Finance

What Is the Holder of Record Date for Dividends?

Discover how the holder of record date fits into the corporate timeline to determine which shareholders receive benefits and distributions.

The holder of record date, often simply called the record date, is a fundamental concept in corporate finance that determines eligibility for specific shareholder benefits. This date acts as a precise cutoff for identifying which investors are legally entitled to receive a declared dividend, vote in a shareholder meeting, or participate in other corporate actions. Understanding this date is crucial for investors who rely on income from their holdings or who wish to exercise their governance rights.

Defining the Holder of Record Date

The record date is the specific date set by a company’s board of directors to finalize the official list of shareholders. This list, known as the registry of shareholders, is used to identify who qualifies for a particular distribution or right. Its primary function is to bring stability and clarity to the process of corporate action amidst the constant buying and selling activity of the stock market.

The company’s appointed transfer agent is the entity responsible for maintaining this official register of ownership. This agent tracks all share transfers and ensures that the names and addresses of registered shareholders are current and accurate. An investor must be recorded on the transfer agent’s books as a “shareholder of record” by the close of business on the specified date to secure the benefit.

The Corporate Action Timeline

A typical cash dividend distribution involves a sequence of four distinct, chronologically ordered dates. The first is the Declaration Date, which is when the company’s board of directors formally announces its intention to pay a dividend. This declaration includes the amount of the payout, the record date, and the payment date.

The second date is the Ex-Dividend Date, which is the day the stock begins trading without the value of the announced dividend. The third date is the Record Date itself, which determines the final list of eligible owners. The final date is the Payment Date, when the actual cash distribution is made to the qualifying shareholders.

The chronological order of these four dates is fixed by market convention and regulatory requirements. The Ex-Dividend Date must always precede the Record Date. The Payment Date is generally the latest date in the timeline, occurring weeks after the Record Date to allow time for processing the distribution.

The Ex-Dividend Date and Settlement Mechanics

The Ex-Dividend Date is the most practical date for investors trading shares, as it is the true cutoff for eligibility. This date is not set by the company’s board, but rather by the relevant stock exchange or the Financial Industry Regulatory Authority (FINRA). The placement of the Ex-Dividend Date is directly tied to the standard settlement cycle for US equities, known as T+2 (Trade Date plus two business days).

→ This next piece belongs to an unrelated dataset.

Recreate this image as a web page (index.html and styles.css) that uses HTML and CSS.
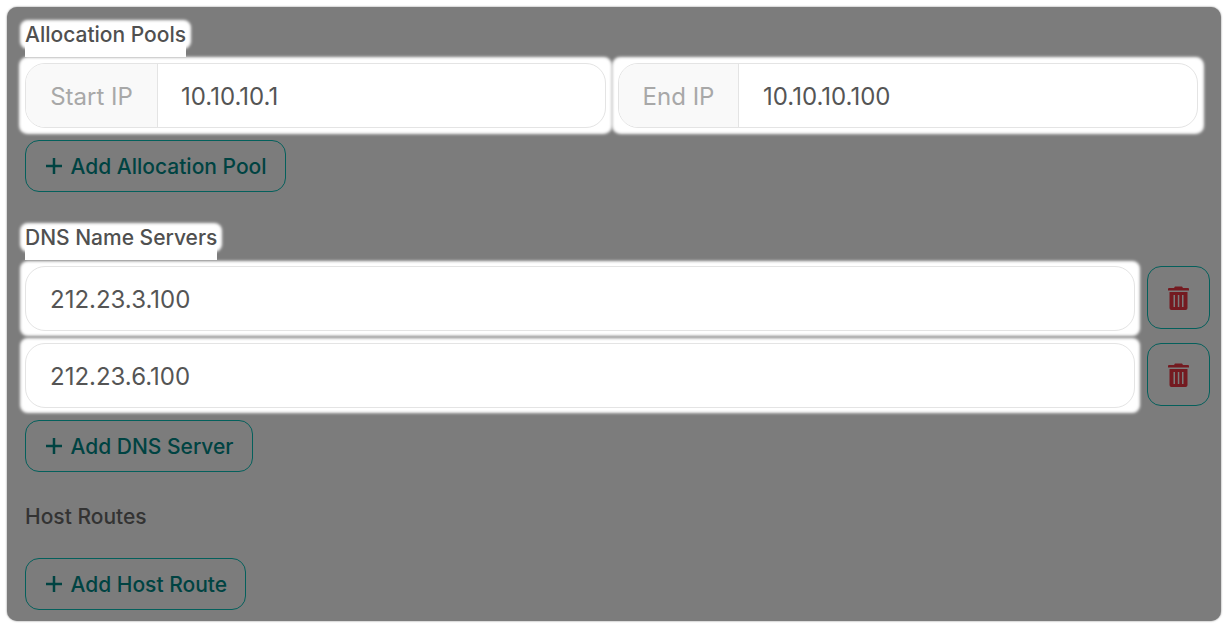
FILE: index.html
```html
<!DOCTYPE html>
<html lang="en">
<head>
    <meta charset="UTF-8">
    <meta name="viewport" content="width=device-width, initial-scale=1.0">
    <title>Subnet Details</title>
    <link rel="stylesheet" href="styles.css">
</head>

<body>
<div class="panel">
    <section class="section section-pools">
        <div class="field-label"><span class="label-spot">Allocation Pools</span></div>
        <div class="pool-row">
            <div class="spot spot-wide">
                <div class="input-group">
                    <span class="addon addon-start">Start IP</span>
                    <input type="text" class="text-input" value="10.10.10.1"/>
                </div>
            </div>
            <div class="spot spot-wide">
                <div class="input-group">
                    <span class="addon addon-end">End IP</span>
                    <input type="text" class="text-input" value="10.10.10.100"/>
                </div>
            </div>
        </div>
        <button class="add-button">
            <svg class="plus-icon" viewBox="0 0 16 16"><path d="M8 0v16M0 8h16"/></svg>
            Add Allocation Pool
        </button>
    </section>

    <section class="section section-dns">
        <div class="field-label"><span class="label-spot">DNS Name Servers</span></div>
        <div class="server-row">
            <div class="spot spot-narrow">
                <div class="input-group">
                    <input type="text" class="text-input server-input" value="212.23.3.100"/>
                </div>
            </div>
            <button class="delete-button" aria-label="Delete">
                <svg class="trash-icon" viewBox="0 0 21 24"><path fill-rule="evenodd" d="M7 0.5h7l1 1.5h5a1 1 0 0 1 1 1v1.5h-21v-1.5a1 1 0 0 1 1-1h5zM1.5 6h18v16a2 2 0 0 1-2 2h-14a2 2 0 0 1-2-2zM5.5 9v12h1.5v-12zM9.8 9v12h1.5v-12zM14 9v12h1.5v-12z"/></svg>
            </button>
        </div>
        <div class="server-row">
            <div class="spot spot-narrow">
                <div class="input-group">
                    <input type="text" class="text-input server-input" value="212.23.6.100"/>
                </div>
            </div>
            <button class="delete-button" aria-label="Delete">
                <svg class="trash-icon" viewBox="0 0 21 24"><path fill-rule="evenodd" d="M7 0.5h7l1 1.5h5a1 1 0 0 1 1 1v1.5h-21v-1.5a1 1 0 0 1 1-1h5zM1.5 6h18v16a2 2 0 0 1-2 2h-14a2 2 0 0 1-2-2zM5.5 9v12h1.5v-12zM9.8 9v12h1.5v-12zM14 9v12h1.5v-12z"/></svg>
            </button>
        </div>
        <button class="add-button">
            <svg class="plus-icon" viewBox="0 0 16 16"><path d="M8 0v16M0 8h16"/></svg>
            Add DNS Server
        </button>
    </section>

    <section class="section section-routes">
        <div class="routes-label">Host Routes</div>
        <button class="add-button">
            <svg class="plus-icon" viewBox="0 0 16 16"><path d="M8 0v16M0 8h16"/></svg>
            Add Host Route
        </button>
    </section>
</div>
</body>
</html>
```

FILE: styles.css
```css
* {
    box-sizing: border-box;
}

html, body {
    margin: 0;
    height: 100%;
}

body {
    padding: 7px;
    background: #fff;
    font-family: Inter, "Liberation Sans", sans-serif;
    overflow: hidden;
}

.panel {
    height: 614px;
    padding: 17px 11px 0 18px;
    background: #7c7c7c;
    border-radius: 10px;
    box-shadow: 0 0 2px #7c7c7c;
}

.section-dns {
    margin-top: 35px;
}

.section-routes {
    margin-top: 35px;
}

.field-label {
    width: fit-content;
    height: 33px;
    padding-top: 1px;
    margin-bottom: 6px;
    background: linear-gradient(#fff, #fff) no-repeat bottom / 100% 20px;
    font-size: 21px;
    font-weight: 500;
    line-height: 19px;
    color: #505050;
}

.label-spot {
    display: block;
    background: #fff;
    border-radius: 3px;
    box-shadow: 0 0 3px 5px #fff;
    white-space: nowrap;
}

.pool-row {
    display: flex;
    gap: 12px;
    padding-right: 12px;
    margin-bottom: 12px;
}

.server-row {
    display: flex;
    gap: 12px;
    margin-bottom: 12px;
}

.spot {
    flex: 1;
    min-width: 0;
    background: #fff;
    border-radius: 3px;
}

.spot-wide {
    box-shadow: 0 0 3px 6px #fff;
}

.spot-narrow {
    box-shadow: 0 0 3px 5px #fff;
}

.input-group {
    display: flex;
    height: 65px;
    background: #fff;
    border: 1px solid #e4e4e4;
    border-radius: 20px;
    overflow: hidden;
}

.addon {
    display: flex;
    align-items: center;
    justify-content: center;
    padding-top: 2px;
    background: #f9f9f9;
    border-right: 1px solid #e4e4e4;
    font-size: 24px;
    color: #a8a8a8;
}

.addon-start {
    width: 132px;
}

.addon-end {
    width: 120px;
    padding-left: 1px;
}

.text-input {
    flex: 1;
    min-width: 0;
    padding: 2px 23px 0;
    border: none;
    outline: none;
    background: transparent;
    font: inherit;
    font-size: 24px;
    color: #555;
}

.addon-end + .text-input {
    padding-left: 24.5px;
}

.server-input {
    padding: 2px 24px 0;
}

.add-button {
    display: flex;
    align-items: center;
    gap: 8.5px;
    height: 52px;
    padding: 0 18.4px 0 20px;
    background: transparent;
    border: 1px solid #04605c;
    border-radius: 14px;
    font: inherit;
    font-size: 21px;
    font-weight: 500;
    color: #004342;
}

.plus-icon {
    width: 16px;
    height: 16px;
    fill: none;
    stroke: #004342;
    stroke-width: 2.5;
}

.delete-button {
    display: flex;
    align-items: center;
    justify-content: center;
    width: 63px;
    height: 63px;
    padding: 0;
    background: transparent;
    border: 1px solid #04605c;
    border-radius: 14px;
}

.trash-icon {
    width: 21px;
    height: 24px;
    fill: #741a20;
}

.routes-label {
    height: 51px;
    font-size: 21px;
    font-weight: 500;
    line-height: 20px;
    color: #333;
}
```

The T+2 rule mandates that the official transfer of ownership and funds for most stock transactions must be completed within two business days of the trade execution date. This means a buyer who executes a trade on Monday does not officially become the shareholder of record until Wednesday. The two-day processing window is necessary for the clearing and settlement of the transaction.

Because of this T+2 settlement rule, the Ex-Dividend Date is typically set one business day before the Record Date. To be a shareholder of record by the close of the Record Date, an investor must have purchased the shares at least two business days earlier, which is the day before the Ex-Dividend Date. If an investor buys a stock on the Ex-Dividend Date or later, their trade will not settle until after the Record Date, and they will not be on the official list to receive the dividend.

Conversely, an investor who sells their shares on or after the Ex-Dividend Date is still entitled to the dividend. The seller’s name remains on the transfer agent’s register until the new owner’s trade officially settles. The stock price is expected to drop by the dividend amount on the Ex-Dividend Date to reflect this reality.

Applications Beyond Cash Distributions

The concept of the holder of record date extends far beyond simple cash dividend payments. Any corporate action that requires a definitive list of eligible shareholders relies on this mechanism. This includes rights offerings, stock splits, and spin-offs.

A significant application is its use in corporate governance, where it determines voting eligibility for shareholder meetings. Companies set a record date for voting to establish which shareholders are entitled to receive proxy materials and cast their ballots. This date ensures that only current, registered owners can exercise their right to vote on corporate matters.

For a stock split, the record date identifies which shareholders will receive the newly created shares. For a spin-off, the record date determines which parent company shareholders receive shares in the new entity.